[Start Dataset content]
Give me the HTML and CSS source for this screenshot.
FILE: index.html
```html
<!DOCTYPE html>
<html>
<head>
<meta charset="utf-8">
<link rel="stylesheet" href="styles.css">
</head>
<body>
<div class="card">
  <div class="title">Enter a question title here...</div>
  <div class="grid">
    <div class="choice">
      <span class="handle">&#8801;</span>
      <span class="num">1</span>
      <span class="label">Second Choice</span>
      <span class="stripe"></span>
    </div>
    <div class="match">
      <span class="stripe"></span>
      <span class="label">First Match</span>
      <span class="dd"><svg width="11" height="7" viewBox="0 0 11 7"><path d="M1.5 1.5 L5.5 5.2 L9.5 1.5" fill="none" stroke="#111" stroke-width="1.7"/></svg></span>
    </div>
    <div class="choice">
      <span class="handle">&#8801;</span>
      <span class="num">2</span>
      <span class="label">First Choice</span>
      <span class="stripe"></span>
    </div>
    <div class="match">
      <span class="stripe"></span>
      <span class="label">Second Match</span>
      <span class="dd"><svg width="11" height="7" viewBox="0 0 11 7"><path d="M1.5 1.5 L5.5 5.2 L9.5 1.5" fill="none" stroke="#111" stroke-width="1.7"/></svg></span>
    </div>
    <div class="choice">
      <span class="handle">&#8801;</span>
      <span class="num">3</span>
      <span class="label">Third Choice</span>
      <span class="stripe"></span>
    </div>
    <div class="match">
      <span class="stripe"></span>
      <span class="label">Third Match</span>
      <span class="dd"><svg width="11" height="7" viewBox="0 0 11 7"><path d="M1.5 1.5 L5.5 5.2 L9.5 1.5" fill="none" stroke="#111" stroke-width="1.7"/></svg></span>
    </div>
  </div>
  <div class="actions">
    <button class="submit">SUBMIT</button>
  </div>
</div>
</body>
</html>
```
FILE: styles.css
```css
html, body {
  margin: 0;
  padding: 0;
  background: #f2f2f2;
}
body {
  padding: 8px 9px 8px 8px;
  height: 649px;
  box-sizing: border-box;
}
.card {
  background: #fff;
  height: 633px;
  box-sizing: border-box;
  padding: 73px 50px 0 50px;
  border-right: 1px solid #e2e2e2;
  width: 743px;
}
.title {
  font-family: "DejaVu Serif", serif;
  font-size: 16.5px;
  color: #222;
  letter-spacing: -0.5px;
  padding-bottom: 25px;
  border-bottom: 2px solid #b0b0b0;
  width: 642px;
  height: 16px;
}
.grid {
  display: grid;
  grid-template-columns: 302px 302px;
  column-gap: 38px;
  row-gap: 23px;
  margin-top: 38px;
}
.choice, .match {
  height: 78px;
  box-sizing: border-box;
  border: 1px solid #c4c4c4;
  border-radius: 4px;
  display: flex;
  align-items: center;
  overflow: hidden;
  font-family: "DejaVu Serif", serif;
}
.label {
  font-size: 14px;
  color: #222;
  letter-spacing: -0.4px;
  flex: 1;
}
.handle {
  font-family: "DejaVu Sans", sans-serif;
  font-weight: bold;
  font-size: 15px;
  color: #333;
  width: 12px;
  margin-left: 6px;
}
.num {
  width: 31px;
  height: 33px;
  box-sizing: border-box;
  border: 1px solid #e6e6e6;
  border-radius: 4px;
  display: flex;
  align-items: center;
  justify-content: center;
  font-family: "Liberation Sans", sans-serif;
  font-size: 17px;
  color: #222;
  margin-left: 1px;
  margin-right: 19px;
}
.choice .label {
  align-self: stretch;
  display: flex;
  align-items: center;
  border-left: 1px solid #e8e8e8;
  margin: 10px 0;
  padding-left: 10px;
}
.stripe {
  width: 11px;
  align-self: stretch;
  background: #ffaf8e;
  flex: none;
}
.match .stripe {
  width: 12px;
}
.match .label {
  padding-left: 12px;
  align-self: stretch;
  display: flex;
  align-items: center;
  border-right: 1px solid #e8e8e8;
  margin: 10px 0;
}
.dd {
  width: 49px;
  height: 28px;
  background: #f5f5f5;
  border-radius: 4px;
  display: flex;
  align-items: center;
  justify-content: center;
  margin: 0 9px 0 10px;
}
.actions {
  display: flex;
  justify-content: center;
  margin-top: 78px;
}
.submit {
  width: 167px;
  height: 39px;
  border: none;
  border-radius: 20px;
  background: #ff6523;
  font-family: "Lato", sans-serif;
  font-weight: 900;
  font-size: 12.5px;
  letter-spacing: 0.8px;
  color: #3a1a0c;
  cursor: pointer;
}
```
[End Dataset content]
[Start Dataset content]
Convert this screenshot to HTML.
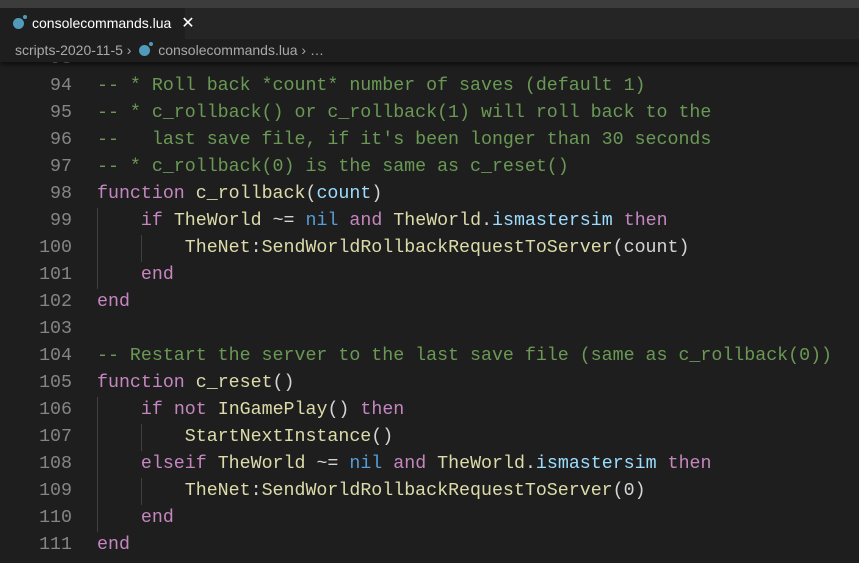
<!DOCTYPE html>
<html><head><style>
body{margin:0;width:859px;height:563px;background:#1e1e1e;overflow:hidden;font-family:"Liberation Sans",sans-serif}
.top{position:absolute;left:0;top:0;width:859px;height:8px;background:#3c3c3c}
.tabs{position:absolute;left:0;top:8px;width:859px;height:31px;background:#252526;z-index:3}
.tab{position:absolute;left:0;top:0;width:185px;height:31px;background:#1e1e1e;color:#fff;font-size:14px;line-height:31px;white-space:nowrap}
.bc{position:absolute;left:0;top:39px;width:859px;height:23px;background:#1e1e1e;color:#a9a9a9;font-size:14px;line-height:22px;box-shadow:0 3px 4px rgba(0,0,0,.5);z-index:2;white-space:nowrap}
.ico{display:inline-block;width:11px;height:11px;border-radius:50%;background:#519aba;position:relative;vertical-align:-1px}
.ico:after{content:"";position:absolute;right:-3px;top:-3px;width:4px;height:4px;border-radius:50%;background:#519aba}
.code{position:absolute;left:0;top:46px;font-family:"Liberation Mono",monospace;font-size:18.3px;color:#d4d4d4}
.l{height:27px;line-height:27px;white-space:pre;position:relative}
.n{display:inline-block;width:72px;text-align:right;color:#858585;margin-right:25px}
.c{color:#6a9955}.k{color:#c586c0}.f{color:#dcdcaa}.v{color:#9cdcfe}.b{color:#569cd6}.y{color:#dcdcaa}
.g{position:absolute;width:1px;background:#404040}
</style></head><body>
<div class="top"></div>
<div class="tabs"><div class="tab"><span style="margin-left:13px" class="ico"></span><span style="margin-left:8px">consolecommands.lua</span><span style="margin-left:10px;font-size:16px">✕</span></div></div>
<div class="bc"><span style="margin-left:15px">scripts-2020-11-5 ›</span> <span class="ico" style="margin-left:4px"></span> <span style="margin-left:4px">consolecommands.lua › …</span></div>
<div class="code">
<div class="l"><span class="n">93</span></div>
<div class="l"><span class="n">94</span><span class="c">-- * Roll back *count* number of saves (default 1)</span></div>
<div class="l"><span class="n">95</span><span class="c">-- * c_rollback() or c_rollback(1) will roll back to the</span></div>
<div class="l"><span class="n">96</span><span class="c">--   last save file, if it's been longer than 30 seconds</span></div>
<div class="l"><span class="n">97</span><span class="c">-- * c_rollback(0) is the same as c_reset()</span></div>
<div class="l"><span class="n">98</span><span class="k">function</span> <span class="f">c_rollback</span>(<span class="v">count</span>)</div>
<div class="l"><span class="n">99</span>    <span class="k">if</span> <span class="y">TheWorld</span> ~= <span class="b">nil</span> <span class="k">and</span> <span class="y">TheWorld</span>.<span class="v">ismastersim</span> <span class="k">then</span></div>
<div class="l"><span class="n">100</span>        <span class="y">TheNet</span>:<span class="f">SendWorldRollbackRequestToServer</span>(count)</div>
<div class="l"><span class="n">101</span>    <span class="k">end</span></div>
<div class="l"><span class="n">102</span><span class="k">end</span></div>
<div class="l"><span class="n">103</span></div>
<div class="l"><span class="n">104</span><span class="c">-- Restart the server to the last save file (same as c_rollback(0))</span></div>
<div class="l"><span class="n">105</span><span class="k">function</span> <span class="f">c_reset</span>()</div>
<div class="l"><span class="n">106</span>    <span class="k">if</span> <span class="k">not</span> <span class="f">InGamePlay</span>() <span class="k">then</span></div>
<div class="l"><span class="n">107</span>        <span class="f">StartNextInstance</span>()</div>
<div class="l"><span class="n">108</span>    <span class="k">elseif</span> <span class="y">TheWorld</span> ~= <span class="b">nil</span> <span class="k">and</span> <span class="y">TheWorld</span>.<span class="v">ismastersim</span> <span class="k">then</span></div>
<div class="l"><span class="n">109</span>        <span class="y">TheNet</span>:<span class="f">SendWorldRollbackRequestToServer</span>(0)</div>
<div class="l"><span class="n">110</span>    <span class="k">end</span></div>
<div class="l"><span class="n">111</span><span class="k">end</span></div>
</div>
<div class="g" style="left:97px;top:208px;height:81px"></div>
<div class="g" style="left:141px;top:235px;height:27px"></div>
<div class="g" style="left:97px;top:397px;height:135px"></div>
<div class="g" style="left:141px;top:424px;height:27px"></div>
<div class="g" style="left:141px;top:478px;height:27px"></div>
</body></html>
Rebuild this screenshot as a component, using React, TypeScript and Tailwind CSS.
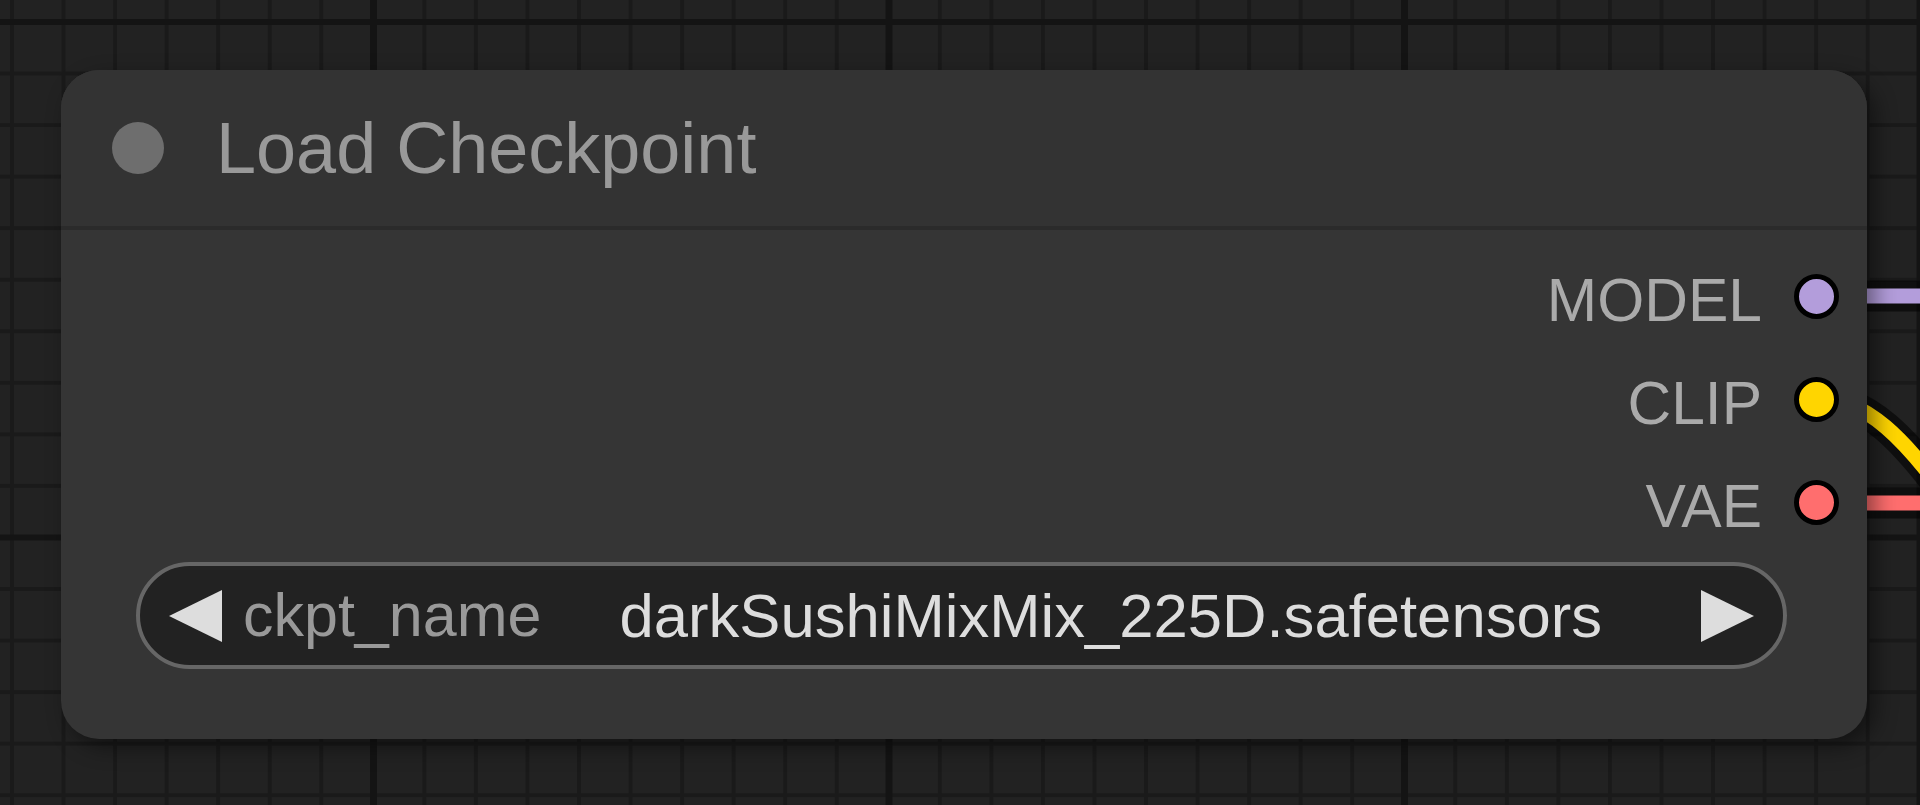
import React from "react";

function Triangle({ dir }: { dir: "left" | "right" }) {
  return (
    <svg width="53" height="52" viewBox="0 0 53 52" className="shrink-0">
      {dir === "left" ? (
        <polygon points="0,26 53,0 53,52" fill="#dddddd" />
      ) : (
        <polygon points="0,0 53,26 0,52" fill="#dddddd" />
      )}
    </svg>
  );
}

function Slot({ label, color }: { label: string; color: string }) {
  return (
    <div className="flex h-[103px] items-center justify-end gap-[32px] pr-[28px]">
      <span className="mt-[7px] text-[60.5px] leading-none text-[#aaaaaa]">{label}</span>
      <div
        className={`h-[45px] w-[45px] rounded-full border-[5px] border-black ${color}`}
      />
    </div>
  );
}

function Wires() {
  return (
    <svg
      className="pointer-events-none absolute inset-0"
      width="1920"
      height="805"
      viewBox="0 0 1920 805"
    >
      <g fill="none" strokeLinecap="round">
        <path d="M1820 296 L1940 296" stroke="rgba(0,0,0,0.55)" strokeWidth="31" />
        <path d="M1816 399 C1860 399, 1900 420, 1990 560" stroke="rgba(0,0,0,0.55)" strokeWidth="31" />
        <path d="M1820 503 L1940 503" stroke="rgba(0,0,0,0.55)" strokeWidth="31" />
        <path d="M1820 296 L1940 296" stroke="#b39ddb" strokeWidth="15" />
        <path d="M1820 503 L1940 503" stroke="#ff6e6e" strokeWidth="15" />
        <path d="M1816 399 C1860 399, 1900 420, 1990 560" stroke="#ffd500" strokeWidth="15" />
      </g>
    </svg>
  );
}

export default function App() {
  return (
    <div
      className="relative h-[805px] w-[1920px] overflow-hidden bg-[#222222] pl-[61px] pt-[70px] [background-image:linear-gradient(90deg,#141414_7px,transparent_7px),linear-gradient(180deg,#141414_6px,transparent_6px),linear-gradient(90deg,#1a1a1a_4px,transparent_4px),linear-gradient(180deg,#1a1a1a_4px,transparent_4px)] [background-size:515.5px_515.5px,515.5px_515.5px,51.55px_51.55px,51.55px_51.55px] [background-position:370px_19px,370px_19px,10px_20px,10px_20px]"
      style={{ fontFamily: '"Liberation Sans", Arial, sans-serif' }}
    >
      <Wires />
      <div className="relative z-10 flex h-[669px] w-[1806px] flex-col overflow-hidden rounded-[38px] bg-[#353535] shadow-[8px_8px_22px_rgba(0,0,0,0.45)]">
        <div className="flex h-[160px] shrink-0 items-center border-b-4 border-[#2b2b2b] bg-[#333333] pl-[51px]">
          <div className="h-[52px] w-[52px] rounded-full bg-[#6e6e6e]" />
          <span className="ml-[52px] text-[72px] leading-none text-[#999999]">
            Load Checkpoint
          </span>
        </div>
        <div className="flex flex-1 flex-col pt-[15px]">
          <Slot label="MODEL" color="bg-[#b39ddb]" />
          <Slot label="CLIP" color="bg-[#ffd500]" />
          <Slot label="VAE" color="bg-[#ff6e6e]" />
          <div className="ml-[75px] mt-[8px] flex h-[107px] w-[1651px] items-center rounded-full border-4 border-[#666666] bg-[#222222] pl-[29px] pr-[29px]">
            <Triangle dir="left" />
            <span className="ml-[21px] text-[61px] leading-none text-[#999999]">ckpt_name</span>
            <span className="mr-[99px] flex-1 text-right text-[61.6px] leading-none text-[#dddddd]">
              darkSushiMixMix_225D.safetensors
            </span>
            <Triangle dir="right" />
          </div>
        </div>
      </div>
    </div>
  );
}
[End Dataset content]
[Start Dataset content]
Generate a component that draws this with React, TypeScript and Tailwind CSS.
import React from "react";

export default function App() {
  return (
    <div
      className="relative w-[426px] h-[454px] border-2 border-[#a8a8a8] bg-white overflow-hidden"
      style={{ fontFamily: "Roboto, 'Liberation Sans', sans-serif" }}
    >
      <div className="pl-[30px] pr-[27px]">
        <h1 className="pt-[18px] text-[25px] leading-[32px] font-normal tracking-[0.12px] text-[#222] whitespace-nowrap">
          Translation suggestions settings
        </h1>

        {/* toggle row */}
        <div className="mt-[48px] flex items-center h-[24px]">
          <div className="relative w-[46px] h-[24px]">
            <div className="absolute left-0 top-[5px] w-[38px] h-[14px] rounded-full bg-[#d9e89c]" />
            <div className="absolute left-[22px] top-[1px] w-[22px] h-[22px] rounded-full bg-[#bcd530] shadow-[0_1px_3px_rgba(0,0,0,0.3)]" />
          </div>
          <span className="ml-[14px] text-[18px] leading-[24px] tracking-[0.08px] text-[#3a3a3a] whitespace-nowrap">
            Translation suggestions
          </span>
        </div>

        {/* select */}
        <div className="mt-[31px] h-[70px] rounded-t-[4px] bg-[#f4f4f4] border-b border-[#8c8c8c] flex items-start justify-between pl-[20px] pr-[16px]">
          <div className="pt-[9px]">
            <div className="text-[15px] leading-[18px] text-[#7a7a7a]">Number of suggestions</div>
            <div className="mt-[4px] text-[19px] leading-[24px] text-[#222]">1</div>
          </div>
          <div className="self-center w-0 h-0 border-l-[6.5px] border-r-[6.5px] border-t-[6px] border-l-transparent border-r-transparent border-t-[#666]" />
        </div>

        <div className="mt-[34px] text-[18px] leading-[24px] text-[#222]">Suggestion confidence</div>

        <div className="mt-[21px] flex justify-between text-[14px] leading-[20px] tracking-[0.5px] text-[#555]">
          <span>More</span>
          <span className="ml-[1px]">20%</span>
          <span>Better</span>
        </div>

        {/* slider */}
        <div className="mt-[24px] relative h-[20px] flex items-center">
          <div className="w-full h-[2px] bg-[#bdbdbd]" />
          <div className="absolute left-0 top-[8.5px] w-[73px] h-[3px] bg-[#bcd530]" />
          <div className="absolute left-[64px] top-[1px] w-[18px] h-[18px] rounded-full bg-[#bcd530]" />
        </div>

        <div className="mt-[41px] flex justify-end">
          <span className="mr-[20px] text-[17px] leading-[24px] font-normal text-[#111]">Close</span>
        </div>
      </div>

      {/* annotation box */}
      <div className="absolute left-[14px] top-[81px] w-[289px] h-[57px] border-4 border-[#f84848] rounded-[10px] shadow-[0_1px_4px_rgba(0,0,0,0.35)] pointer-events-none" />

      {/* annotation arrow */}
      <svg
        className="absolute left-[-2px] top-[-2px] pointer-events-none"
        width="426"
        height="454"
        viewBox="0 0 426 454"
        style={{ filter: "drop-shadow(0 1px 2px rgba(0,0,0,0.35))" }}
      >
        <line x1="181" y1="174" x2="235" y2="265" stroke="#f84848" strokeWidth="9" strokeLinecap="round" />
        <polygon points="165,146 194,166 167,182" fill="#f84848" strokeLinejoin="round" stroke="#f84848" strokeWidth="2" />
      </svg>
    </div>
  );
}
[End Dataset content]
Work to do —
Scan the listing above and identify each line holding the string "component"; copy every such line.

Final result —
Rebuild this screenshot as a component, using React, TypeScript and Tailwind CSS.
Generate a component that draws this with React, TypeScript and Tailwind CSS.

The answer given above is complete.